You can find our Neolithic stories in PDF version HERE.

You can find out Neolithic stories in Word HERE.

 

Our trip to Newgrange

Today 3rd November, Ms Keane O Hagan’s class, fifth and sixth, took a trip to Newgrange Burial Tomb.  Our class had been learning about Neolithic age for a while.  We took the bus from school to the Interpretive Centre.  Inside were fur clothes, a house made of straw and even a skeleton with a disk removed from its’ skull.  After that we crossed the river Boyne and took a bus to the actual Newgrange tomb.  There we could almost see Knowth and Dowth.  Our guide took us inside the long passage to the three recesses.  It had a corbelled roof and lots of beautiful drawings on the walls.  He turned off the lights inside until it was pitch dark.  He then turned on two light bulbs which gave us the illusion of sunlight coming through the roof box.  It was brilliant and a great experience.

Brú na Boínne

Brú na Boínne is about 8km inland from Drogheda and describes an area where there is a long bend in the river Boyne.  Brú na Boínne means the place or mansion of the Boyne.  There are 40 known passage tombs in Brú na Boínne.  Newgrange, Knowth and Dowth are the three main tombs.

 

Newgrange

Newgrange passage tomb is around 11m High and 80m in diameter.  The 97 greywacke and another 450 similar stones made up the passage and chamber structure.  The front section (now restored) has a white quartz wall with some granite stones in it.  The tomb passage is 19m long and faces South East.  The chamber is a cruciform.  There are three recesses.  The right hand recess is the largest and most decorated.  The roof of the tomb is corbelled, 6ms high.  Corbelling is when large slabs are placed one on top of the other with the dome getting narrower as it goes up then it is sealed with a cap stone.

 

The Neolithic or New Stone Age

The Neolithic people were farmers.  Before them there were the Mesolithic people.  They were the first people in Ireland and they arrived around 8000 BC.  They were hunter gatherers and hunted deer and wild boar and gathered nuts and berries.  In 4000 BC farming techniques developed in Eastern Europe and formed the beginning of the Neolithic or Stone Age era.  It lasted from approximately 4000 – 2500 BC.

When Neolithic settlers arrived in Ireland it was 95% densely forested.  They cut down some of the woodland with stones axes and burnt some of it so they could build their farms.  Various tools were used to till the land for sowing such as mattocks and wooden ploughs.  Before this Ireland didn’t have many crops so the Neolithic people brought wheat and barley with them and grew them.  They were used to make porridge and bread.  There were only wild pigs in Ireland so the settlers brought cows, goats and sheep, probably in dug-out canoes.
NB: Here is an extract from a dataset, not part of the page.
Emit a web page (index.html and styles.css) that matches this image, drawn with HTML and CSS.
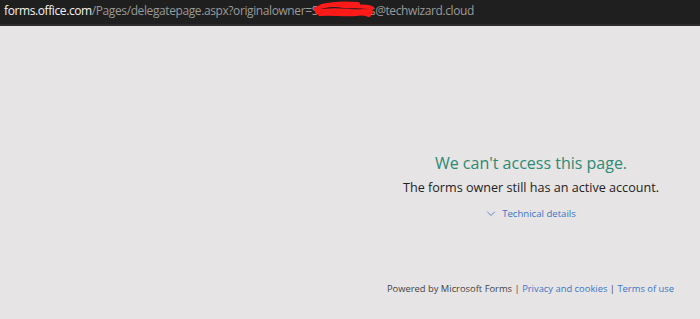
FILE: index.html
```html
<!DOCTYPE html>
<html lang="en">
<head>
<meta charset="utf-8">
<title>Microsoft Forms</title>
<link rel="stylesheet" href="styles.css">
</head>
<body>
<div class="addressbar">
  <span class="url"><span class="host">forms.office.com</span><span class="path">/Pages/delegatepage.aspx?originalowner=S</span><span class="redact"><svg class="scribble" viewBox="0 0 60 18" width="60" height="18" aria-hidden="true"><path d="M2 9 C10 5 18 4 30 6 C40 7 50 5 58 8 M3 12 C14 9 26 10 36 11 C44 12 52 10 57 12 M8 6 C20 3 32 3 44 4 M6 14 C18 13 30 15 42 14 C48 13 52 14 55 15" stroke="#ff1a1a" stroke-width="4" fill="none" stroke-linecap="round"/></svg></span><span class="path">s@techwizard.cloud</span></span>
</div>
<main class="page">
  <div class="spacer"></div>
  <section class="message">
    <h1 class="title">We can't access this page.</h1>
    <p class="subtitle">The forms owner still has an active account.</p>
    <a class="details" href="#"><svg class="chev" viewBox="0 0 12 8" width="10" height="6" aria-hidden="true"><path d="M1 1 L6 6 L11 1" stroke="#3a76c4" stroke-width="1.1" fill="none"/></svg>Technical details</a>
  </section>
</main>
<footer class="footer">
  <span>Powered by Microsoft Forms</span> | <a href="#">Privacy and cookies</a> | <a href="#">Terms of use</a>
</footer>
</body>
</html>
```
FILE: styles.css
```css
html, body {
  margin: 0;
  padding: 0;
  height: 100%;
}
body {
  background: #e6e4e4;
  font-family: "Open Sans", "Noto Sans", sans-serif;
  display: flex;
  flex-direction: column;
  overflow: hidden;
}
.addressbar {
  background: #1f1f1f;
  border-bottom: 2px solid #2c2c2c;
  display: flex;
  align-items: center;
  padding: 0 0 4px 4px;
  box-sizing: border-box;
  height: 26px;
}
.url {
  font-size: 12px;
  white-space: nowrap;
  letter-spacing: -0.4px;
}
.host { color: #f2f2f2; }
.path { color: #9a9a9a; }
.redact {
  position: relative;
  display: inline-block;
  width: 52px;
  height: 10px;
}
.scribble {
  position: absolute;
  left: -4px;
  top: -5px;
}
.page {
  flex: 1;
  display: grid;
  grid-template-columns: 362px 1fr;
  align-content: start;
  padding-top: 125px;
}
.message {
  text-align: center;
  display: flex;
  flex-direction: column;
  align-items: center;
}
.title {
  margin: 0;
  font-weight: 400;
  font-size: 16px;
  line-height: 24px;
  color: #2e8a74;
}
.subtitle {
  margin: 2px 0 0;
  font-size: 12.6px;
  line-height: 22px;
  color: #222;
}
.details {
  margin-top: 7px;
  font-size: 9.6px;
  line-height: 16px;
  color: #3a76c4;
  text-decoration: none;
  display: flex;
  align-items: center;
  gap: 6px;
}
.footer {
  text-align: right;
  padding: 0 26px 22px 0;
  font-size: 9.4px;
  line-height: 16px;
  color: #444;
}
.footer a {
  color: #3a76c4;
  text-decoration: none;
}
```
The Neolithic people also introduced porcellanite which is tougher than flint.  It was used to make axes and tools.  Their houses were rectangular and made from either tree trunks sunk vertically into the ground or from wattle covered in mud.  The roof was made from timber beams with reed thatch covering it.  There was a small hole in the roof to let the smoke to escape from the fire.
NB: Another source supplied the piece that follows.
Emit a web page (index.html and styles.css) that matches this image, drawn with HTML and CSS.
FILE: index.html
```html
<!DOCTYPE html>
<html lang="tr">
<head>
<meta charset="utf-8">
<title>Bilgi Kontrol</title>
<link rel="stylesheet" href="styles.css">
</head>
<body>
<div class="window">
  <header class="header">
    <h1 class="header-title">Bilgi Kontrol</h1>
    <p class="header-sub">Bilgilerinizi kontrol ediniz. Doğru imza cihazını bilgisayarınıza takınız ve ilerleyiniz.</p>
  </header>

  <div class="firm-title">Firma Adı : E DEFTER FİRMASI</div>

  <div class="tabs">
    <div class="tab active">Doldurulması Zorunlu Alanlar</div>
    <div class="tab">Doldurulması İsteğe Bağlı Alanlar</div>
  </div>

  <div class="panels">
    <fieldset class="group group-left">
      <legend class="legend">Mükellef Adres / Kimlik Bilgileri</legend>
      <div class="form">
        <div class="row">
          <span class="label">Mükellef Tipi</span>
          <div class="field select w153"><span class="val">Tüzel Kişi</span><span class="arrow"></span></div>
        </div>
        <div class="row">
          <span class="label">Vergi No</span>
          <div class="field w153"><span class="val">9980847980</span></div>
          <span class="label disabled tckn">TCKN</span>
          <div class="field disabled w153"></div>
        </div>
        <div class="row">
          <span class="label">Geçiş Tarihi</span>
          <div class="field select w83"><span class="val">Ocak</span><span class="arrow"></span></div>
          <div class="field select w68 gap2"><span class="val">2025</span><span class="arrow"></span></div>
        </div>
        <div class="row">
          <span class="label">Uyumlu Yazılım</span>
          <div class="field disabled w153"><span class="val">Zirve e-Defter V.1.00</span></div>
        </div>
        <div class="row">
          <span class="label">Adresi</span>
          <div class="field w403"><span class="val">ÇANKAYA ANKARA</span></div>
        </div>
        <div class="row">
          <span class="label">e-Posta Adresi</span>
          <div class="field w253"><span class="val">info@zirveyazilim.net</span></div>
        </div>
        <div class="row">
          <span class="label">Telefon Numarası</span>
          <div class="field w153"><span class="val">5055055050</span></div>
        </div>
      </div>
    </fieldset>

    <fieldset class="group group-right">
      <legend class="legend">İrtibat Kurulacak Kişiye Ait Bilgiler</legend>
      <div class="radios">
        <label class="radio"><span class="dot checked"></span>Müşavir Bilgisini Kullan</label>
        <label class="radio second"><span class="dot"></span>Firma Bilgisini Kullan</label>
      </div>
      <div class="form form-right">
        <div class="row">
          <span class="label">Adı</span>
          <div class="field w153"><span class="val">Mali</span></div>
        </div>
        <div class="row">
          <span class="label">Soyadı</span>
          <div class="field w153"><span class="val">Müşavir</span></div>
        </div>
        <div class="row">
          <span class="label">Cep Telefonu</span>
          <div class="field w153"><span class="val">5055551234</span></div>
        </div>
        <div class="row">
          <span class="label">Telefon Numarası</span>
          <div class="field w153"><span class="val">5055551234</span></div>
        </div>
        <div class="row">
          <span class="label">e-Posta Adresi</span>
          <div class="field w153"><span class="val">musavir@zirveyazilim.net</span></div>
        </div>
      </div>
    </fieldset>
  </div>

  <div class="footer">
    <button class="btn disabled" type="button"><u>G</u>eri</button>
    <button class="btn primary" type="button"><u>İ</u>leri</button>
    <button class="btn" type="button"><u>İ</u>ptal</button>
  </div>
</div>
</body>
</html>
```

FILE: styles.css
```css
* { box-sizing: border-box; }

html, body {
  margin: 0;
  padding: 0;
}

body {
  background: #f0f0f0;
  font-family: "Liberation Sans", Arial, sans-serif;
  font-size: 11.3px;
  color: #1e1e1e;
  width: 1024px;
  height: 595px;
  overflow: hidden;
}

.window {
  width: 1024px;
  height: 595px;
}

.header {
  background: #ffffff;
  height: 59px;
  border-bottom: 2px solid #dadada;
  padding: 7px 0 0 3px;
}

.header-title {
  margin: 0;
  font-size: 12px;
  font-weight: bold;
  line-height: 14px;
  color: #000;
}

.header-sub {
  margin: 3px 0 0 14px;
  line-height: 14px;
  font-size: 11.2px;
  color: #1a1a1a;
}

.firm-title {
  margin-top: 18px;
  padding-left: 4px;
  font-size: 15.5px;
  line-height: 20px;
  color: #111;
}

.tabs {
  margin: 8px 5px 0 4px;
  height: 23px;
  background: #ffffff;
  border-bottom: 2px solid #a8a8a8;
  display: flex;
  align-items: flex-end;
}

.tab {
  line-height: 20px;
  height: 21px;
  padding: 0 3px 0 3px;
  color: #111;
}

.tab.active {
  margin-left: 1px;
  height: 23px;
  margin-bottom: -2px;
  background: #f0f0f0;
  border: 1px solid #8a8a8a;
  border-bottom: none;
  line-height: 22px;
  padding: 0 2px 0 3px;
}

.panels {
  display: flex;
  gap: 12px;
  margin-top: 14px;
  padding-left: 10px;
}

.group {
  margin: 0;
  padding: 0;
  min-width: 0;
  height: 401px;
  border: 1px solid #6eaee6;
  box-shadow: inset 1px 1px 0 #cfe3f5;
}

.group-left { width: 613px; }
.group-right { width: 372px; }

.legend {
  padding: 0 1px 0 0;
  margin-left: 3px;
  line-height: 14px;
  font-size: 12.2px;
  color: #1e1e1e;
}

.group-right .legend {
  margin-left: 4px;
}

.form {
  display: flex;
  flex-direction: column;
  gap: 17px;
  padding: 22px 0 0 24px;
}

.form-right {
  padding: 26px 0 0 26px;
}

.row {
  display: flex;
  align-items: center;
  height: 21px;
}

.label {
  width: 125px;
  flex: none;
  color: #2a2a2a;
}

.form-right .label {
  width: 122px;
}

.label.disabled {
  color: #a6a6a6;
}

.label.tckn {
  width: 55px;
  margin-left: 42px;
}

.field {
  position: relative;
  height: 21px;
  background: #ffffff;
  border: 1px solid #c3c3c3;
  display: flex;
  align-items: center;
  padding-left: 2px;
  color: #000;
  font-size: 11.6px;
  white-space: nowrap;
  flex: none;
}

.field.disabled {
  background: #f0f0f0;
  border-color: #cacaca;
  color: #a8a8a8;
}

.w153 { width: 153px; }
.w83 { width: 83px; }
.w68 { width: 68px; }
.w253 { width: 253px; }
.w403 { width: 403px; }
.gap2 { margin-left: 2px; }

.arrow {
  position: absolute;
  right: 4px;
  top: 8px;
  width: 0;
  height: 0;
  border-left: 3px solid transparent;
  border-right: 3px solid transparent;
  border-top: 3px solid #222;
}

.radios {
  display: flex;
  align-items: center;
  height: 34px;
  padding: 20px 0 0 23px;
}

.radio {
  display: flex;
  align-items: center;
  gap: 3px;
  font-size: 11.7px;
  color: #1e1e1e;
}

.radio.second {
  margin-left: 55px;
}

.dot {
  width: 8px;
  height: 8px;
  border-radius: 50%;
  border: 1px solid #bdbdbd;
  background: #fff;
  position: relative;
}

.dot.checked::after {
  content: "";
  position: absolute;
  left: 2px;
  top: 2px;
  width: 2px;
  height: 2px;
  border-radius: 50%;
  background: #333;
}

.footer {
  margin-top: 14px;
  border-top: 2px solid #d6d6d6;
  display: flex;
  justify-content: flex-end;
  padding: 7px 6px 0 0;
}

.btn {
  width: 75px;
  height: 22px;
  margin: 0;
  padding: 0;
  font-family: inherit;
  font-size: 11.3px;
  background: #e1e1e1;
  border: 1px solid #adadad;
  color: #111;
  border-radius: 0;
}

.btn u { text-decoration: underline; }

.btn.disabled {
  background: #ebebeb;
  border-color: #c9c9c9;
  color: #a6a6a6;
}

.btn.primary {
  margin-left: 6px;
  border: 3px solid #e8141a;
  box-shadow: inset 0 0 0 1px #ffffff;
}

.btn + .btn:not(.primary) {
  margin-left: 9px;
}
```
The Neolithic settlers also brought pottery to Ireland.  They were usually made by coiling clay round and round to build a simple pot shape.  Some were decorated by pressing fingers, stones or sticks into the wet clay.  It was hardened by placing them over the fire.  They were used for storing food and if you put a small amount of fat into it and set it alight it became a simple but effective lamp.

 

Everyday Life in Neolithic Ireland

The Neolithic farmers lived in wattle and daub houses made from wood and thatched with reeds.  There would have been 20 to 30 people living together.  Each Neolithic community may have belonged to a wider group of communities that formed a tribe.  Some people liked to barter with each other.  On their farms they grew wheat and other grains.  They kept cattle, pigs, goats and sheep.  Unlike their Mesolithic predecessors these people cooked indoors by lighting a fire in the centre of their house. 

 

Megalithic  Art

The word megalithic comes from the Greek language, mega meaning large and lithic meaning stone.  Flint or quartz chisels were used to cut into the stone.  No one is certain what the carving means on the stone.  They could be decorations or communications.  Many believe the artwork was of spiritual significance to it’s’ creators.

 

Winter Solstice

 Between 19th and 23rd December, sunlight illuminates the inside chamber of Newgrange.  This lasts for 17 minutes.  The sunlight travels through the roof box which is an opening above the door.  The accuracy is remarkable as Newgrange was built 500 years before the pyramids.  It is thought that Newgrange was and is for worshipping the sun and bringing new life to the spirits of the ancestors buried in the tomb.  Neolithic people were exceptionally skilled builders and astronomers.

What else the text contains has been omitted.